As discussed in my recent piece on the impact crude quality may play on oil supplies, American production is starting to flatten in the 12 mm BOD range. We may even see production dip down as certain economic realities begin to grip the here-to-fore free- wheeling shale drilling business. Realities that include, but are not limited to;
- Well spacing and inter-well harmonics (frac-hits)
- Rock quality and growing scarcity of Tier 1 acreage
- Capital discipline edges out "growth at any cost"
- Takeaway capacity
EIA, Chart by author
As we move from Q-4, 2018 through Q-2, 2019 we can see there is a definite flattening of the curve. There is beginning to be a bit of a schism in the EIA's STEO domestic crude production projections and reality. Early signs, but there none the less. This report projects U.S daily production approaching 13.8 mm BOED by the end of 2020, an increase of about 1.6 mm BOED from present levels. Even if achieved, that would represent a growth rate of 11.5%, down from 2018's pace of 17% production growth.
Worth noting. Baked into the EIA's forecast is growth from the GoM of 200K BOED in 2020. I have my doubts about this as well given the under-capitalization of this space for the last few years.
So wrapping up this section, I am going on record as saying that even if only the growth rate for shale declines, it is going to leave the world market under-supplied, by 500K-1 mm BOD. If shale production actually declines in real numbers, Anthony Hall’s rosy forecast of $150.00 oil will become a reality in a very short period of time.
Will offshore deepwater bail us out?
The other big compartment from which the world take its oil lies in the deepwater marine environment. This area has been famously under-capitalized in recent years, as has been well documented.

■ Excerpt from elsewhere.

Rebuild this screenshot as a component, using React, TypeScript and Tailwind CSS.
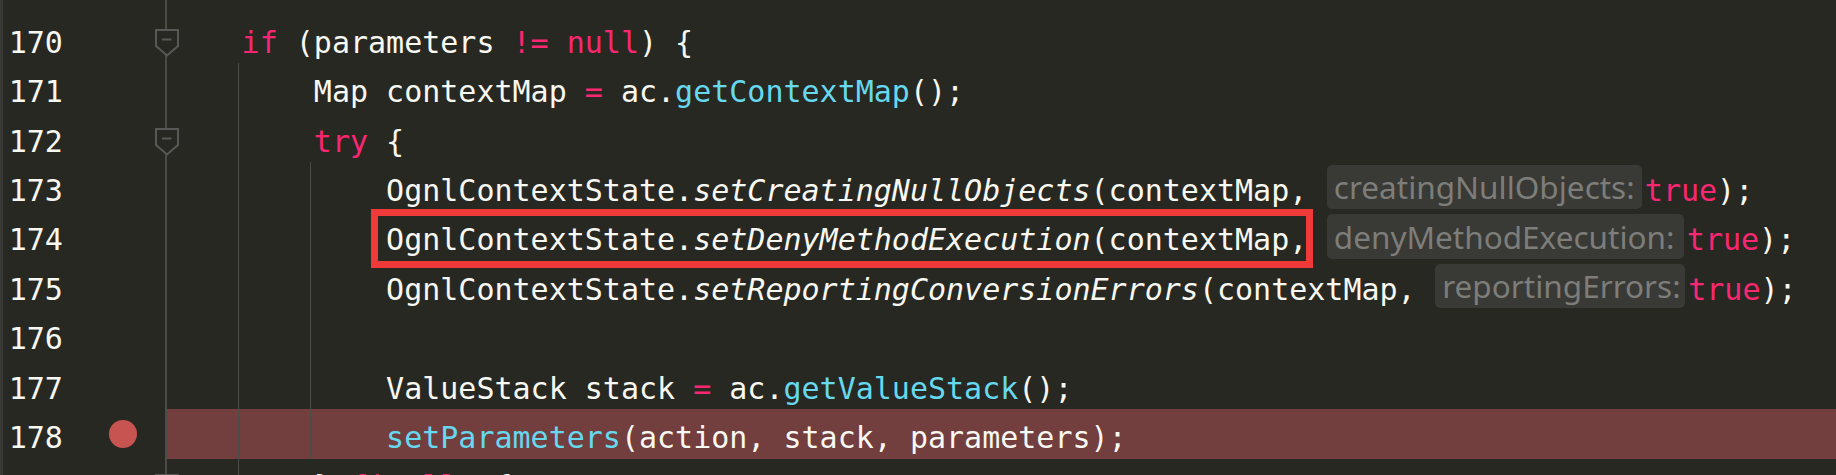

You can see from the Rystad graphic above that as capex declined, the discovery rate of conventional oil dropped from 16 bn BOE in 2014 to 9.1 bn in 2018. With only 3.2 bn bbl discoveries announced so far in 2019, the success rate will have to run pretty hard to reach 7.0 bn for the year. This would equate to a 45% decline over 5-years. The math isn't working very well here.
I am not ready to make a call as to the likelihood of the EIA's projections being wrong (horribly so), or not. But, I am ready to say that the trends I am seeing aren't supportive of that outcome.
Can OPEC come to the rescue?
For the last couple of years OPEC has voluntarily withdrawn first, a half a million barrels a day from the market to shore up the price. When that didn’t work, it went to a million barrels a day, and then to 1.4 million. The graph below reflects that fairly well. Saudi Arabia has taken the bulk of those cuts, but some of it is reflective of some OPEC members simply being unable to pump their quota. Here again, the data is not supportive of any ability of the cartel to fill a gap of a million barrels a day or more.
The troubles of some of these countries have received a lot of press in recent times for various reasons unique to their own situations. As we all know, Venezuela, Libya, and Iran will not be ramping up much anytime soon.
Inside the cartel, that leaves Saudi to make up any shortfall. They are famous for claiming that they have several million barrels a day of excess capacity to do just that. That may indeed be true. But, in recent times rumors to the contrary have been making the rounds. Rumors that didn’t get a lot of traction as there was no way to prove for or against. Until recently during the roadshow for the ARAMCO-IPO.
In conjunction with the ARAMCO IPO, the proverbial camel got to stick its “nose under the tent”. Field production data of the massive Ghawar oil field was observed by third parties for the very first time. It was revealed that Ghawar has entered a sharp decline in recent years, and even secondary and tertiary recovery methods will not restore it to greatness.
So, absent a new find to replace Ghawar, the Saudis may be more talk than substance when it comes to restoring oil production.
Your takeaway: Yield over Growth
Over all I think bullish and bearish indicators for oil pretty much balance each other out for the coming week. Absent a big concession from the Chinese, and the Iranians deciding they really don't want to enrich after all, the inventory reports from the API and EIA will drive the market this week.
Last week I forecast another mild draw for this week, and fortune smiled on with the API report showing a draw of 1.4 mm barrels from crude stocks. Here was my comment-
“I think we should see another draw, perhaps not as big as the prior week’s given the shut-ins for Hurricane Barry, but a draw of some level.”
The EIA report doubled that amount, but the market decided it cared more about a cooling of tensions between the U.S. and Iran, and oil tanked mightily the first couple of days of the week of July, 16th.
This is a financial article, so we need to talk about some stocks. How to position your portfolio to take advantage of market reaction to last week’s oil price movements?
I am still looking for yield over growth at present. Growth is elusive these days, coming in fits and starts. The oil majors and service companies have all made significant moves up in the last few weeks. I am leery of adding to or opening new positions at these levels for the OSVs. They are simply too volatile.
Yahoo Financials, Chart by author
Yahoo Financials, Chart by author
That brings me back to the two Super Majors that I follow closely, Shell, RDS.A, B; and BP, BP. These two are currently on sale in my view. If you track them over time, they rarely offer a six percent yield, and when they do it doesn’t last for long. I think it is the smartest play in the energy space at the present time.
Things that we have taken for granted in shale, like eternal growth are coming into well-deserved question. The facts are still being generated, but as we have shown here the data suggests shale’s best days may be in the rear view.